Using the records provided below, locate and copy each line that contains the word "table".
— START OF Exercise data —
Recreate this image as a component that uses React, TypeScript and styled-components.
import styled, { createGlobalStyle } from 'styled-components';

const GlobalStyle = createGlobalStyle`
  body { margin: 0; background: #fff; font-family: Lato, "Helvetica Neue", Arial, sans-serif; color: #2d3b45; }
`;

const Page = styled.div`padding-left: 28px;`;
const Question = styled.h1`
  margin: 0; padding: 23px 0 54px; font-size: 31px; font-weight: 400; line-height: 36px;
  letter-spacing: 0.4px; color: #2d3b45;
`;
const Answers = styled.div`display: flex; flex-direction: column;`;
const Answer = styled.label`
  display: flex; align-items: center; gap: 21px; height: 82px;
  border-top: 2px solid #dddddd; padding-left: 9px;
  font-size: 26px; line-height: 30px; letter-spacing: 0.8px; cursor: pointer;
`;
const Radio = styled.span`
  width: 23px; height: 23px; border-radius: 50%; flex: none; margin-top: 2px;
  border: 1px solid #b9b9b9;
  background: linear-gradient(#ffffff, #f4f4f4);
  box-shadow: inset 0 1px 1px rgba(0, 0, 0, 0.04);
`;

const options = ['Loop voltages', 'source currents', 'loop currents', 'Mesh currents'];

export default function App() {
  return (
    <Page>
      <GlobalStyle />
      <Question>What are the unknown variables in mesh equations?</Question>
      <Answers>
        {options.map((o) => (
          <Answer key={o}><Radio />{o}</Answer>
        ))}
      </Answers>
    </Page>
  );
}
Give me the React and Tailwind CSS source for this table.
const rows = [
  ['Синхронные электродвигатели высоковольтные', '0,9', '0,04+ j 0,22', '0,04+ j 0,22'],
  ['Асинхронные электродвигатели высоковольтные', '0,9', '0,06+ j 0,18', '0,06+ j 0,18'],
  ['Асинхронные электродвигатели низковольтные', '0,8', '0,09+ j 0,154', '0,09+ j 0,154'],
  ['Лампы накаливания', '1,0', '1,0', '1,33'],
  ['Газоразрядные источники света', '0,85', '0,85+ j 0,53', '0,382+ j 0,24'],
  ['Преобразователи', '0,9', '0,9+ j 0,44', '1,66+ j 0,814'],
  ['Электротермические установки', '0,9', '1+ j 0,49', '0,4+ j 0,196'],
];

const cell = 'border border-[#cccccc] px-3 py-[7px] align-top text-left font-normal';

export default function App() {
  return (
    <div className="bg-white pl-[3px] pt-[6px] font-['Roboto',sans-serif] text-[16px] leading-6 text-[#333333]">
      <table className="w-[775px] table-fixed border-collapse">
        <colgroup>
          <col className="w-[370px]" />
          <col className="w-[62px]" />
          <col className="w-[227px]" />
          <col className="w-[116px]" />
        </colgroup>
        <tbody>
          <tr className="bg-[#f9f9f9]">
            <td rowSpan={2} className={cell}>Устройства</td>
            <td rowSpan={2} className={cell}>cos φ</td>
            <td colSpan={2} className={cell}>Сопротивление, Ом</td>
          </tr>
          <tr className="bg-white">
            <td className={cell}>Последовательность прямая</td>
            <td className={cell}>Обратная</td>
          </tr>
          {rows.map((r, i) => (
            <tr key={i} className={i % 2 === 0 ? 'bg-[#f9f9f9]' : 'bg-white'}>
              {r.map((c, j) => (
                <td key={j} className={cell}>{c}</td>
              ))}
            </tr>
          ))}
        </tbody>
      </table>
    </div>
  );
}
— END OF Exercise data —
=== Finished exercise ===
Give me the React and Tailwind CSS source for this table.
      <table className="w-[775px] table-fixed border-collapse">
      </table>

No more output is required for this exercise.